An end to ad hoc, populist and rushed policy changes to super by government is being called for by Tom Garcia, chief executive of AIST. 

The urgency of this call comes a week after the treasurer Joe Hockey floated the idea of using super to help young people pay for their home or HEC debt. Garcia backs the Financial System Inquiry panel recommendation to enshrine the objectives of superannuation in legislation as a way of avoiding such naive policy decisions.

In a proactive step, the AIST has also teamed up with Mercer to assess what policies will best improve the equity of super tax concessions as part of its new Super Tracker partnership.

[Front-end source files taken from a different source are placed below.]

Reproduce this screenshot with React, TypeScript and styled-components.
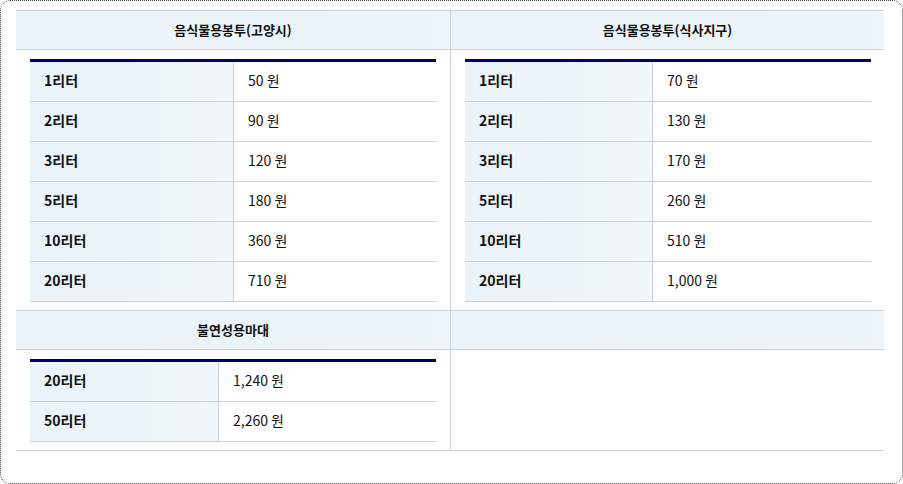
import React from "react";
import styled, { createGlobalStyle } from "styled-components";

const Global = createGlobalStyle`
  html, body { margin: 0; padding: 0; background: #fff; }
  body { font-family: "Noto Sans CJK KR", "Noto Sans", sans-serif; color: #111; }
`;

const Frame = styled.div`
  box-sizing: border-box;
  width: 903px;
  height: 484px;
  border: 1px dotted #444;
  border-radius: 10px;
  padding: 9px 18px 0 15px;
`;

const Outer = styled.div`
  display: grid;
  grid-template-columns: 434px 434px;
  border-bottom: 1px solid #c9cad8;
`;

const Head = styled.div<{ $right?: boolean }>`
  height: 40px;
  display: flex;
  align-items: center;
  justify-content: center;
  padding-bottom: 2px;
  box-sizing: border-box;
  font-size: 13px;
  font-weight: 700;
  background: linear-gradient(90deg, #eaf3f9, #edf5fa);
  border-top: 1px solid #cfd1dd;
  border-bottom: 1px solid #cfd1dd;
  border-left: ${(p) => (p.$right ? "1px solid #cfd1dd" : "none")};
`;

const Cell = styled.div<{ $right?: boolean }>`
  padding: 9px 14px 8px 14px;
  border-left: ${(p) => (p.$right ? "1px solid #cfd1dd" : "none")};
`;

const Table = styled.div<{ $label: number }>`
  display: grid;
  grid-template-columns: ${(p) => p.$label}px 1fr;
  border-top: 3px solid #00006e;
  width: 406px;
`;

const Label = styled.div`
  height: 40px;
  box-sizing: border-box;
  display: flex;
  align-items: center;
  padding: 0 0 4px 14px;
  font-size: 14px;
  font-weight: 700;
  background: linear-gradient(90deg, #eaf3f9, #f0f6fa);
  border-bottom: 1px solid #cfd1dd;
  border-right: 1px solid #cfd1dd;
`;

const Value = styled.div`
  height: 40px;
  box-sizing: border-box;
  display: flex;
  align-items: center;
  padding: 0 0 4px 14px;
  font-size: 14px;
  border-bottom: 1px solid #cfd1dd;
`;

const PriceTable = ({ rows, label }: { rows: [string, string][]; label: number }) => (
  <Table $label={label}>
    {rows.map(([a, b]) => (
      <React.Fragment key={a}>
        <Label>{a}</Label>
        <Value>{b}</Value>
      </React.Fragment>
    ))}
  </Table>
);

export default function App() {
  return (
    <>
      <Global />
      <Frame>
        <Outer>
          <Head>음식물용봉투(고양시)</Head>
          <Head $right>음식물용봉투(식사지구)</Head>
          <Cell>
            <PriceTable
              label={204}
              rows={[["1리터", "50 원"], ["2리터", "90 원"], ["3리터", "120 원"], ["5리터", "180 원"], ["10리터", "360 원"], ["20리터", "710 원"]]}
            />
          </Cell>
          <Cell $right>
            <PriceTable
              label={188}
              rows={[["1리터", "70 원"], ["2리터", "130 원"], ["3리터", "170 원"], ["5리터", "260 원"], ["10리터", "510 원"], ["20리터", "1,000 원"]]}
            />
          </Cell>
          <Head>불연성용마대</Head>
          <Head $right />
          <Cell>
            <PriceTable label={189} rows={[["20리터", "1,240 원"], ["50리터", "2,260 원"]]} />
          </Cell>
          <Cell $right />
        </Outer>
      </Frame>
    </>
  );
}
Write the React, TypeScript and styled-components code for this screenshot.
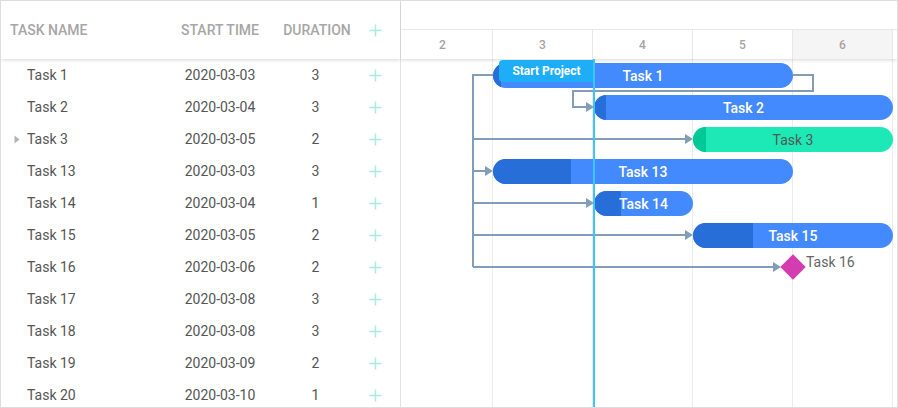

Further research from Super Tracker is intended to influence government policy towards a long term strategy and measurable KPIs.

“We must put an end to policy changes that are ad hoc, populist or rushed by government,” says Garcia. “Only once we have agreement on super’s objectives can we then properly assess policy proposals against fairness, adequacy and sustainability and have a proper debate.”

Garcia called Hockey’s most recent proposal as “plain silly” and listed other recent rash proposals as the call for a national default auction system; the banning of lump sums; compulsory annuitisation; forcing super funds to invest in infrastructure or to support ailing manufacturing industries.

He proposed that instead of using super to help young people into the property market, the government might consider ways to make it easier for superannuation funds to invest in more affordable housing. “The super system needs to be managed in the same way as major companies are managed – that is, according to measurable, long-term strategic goals,” says Garcia.

In line with this Garcia wants national conversation around the retirement and preservation age. He said raising the retirement age to 70 would be unfair on those that have spent their entire working lives on their feet. “We need to look at how we can re-train older workers, encourage people to stay employed in something new,” he says. “

We need to recognise the diversity of the older workforce.”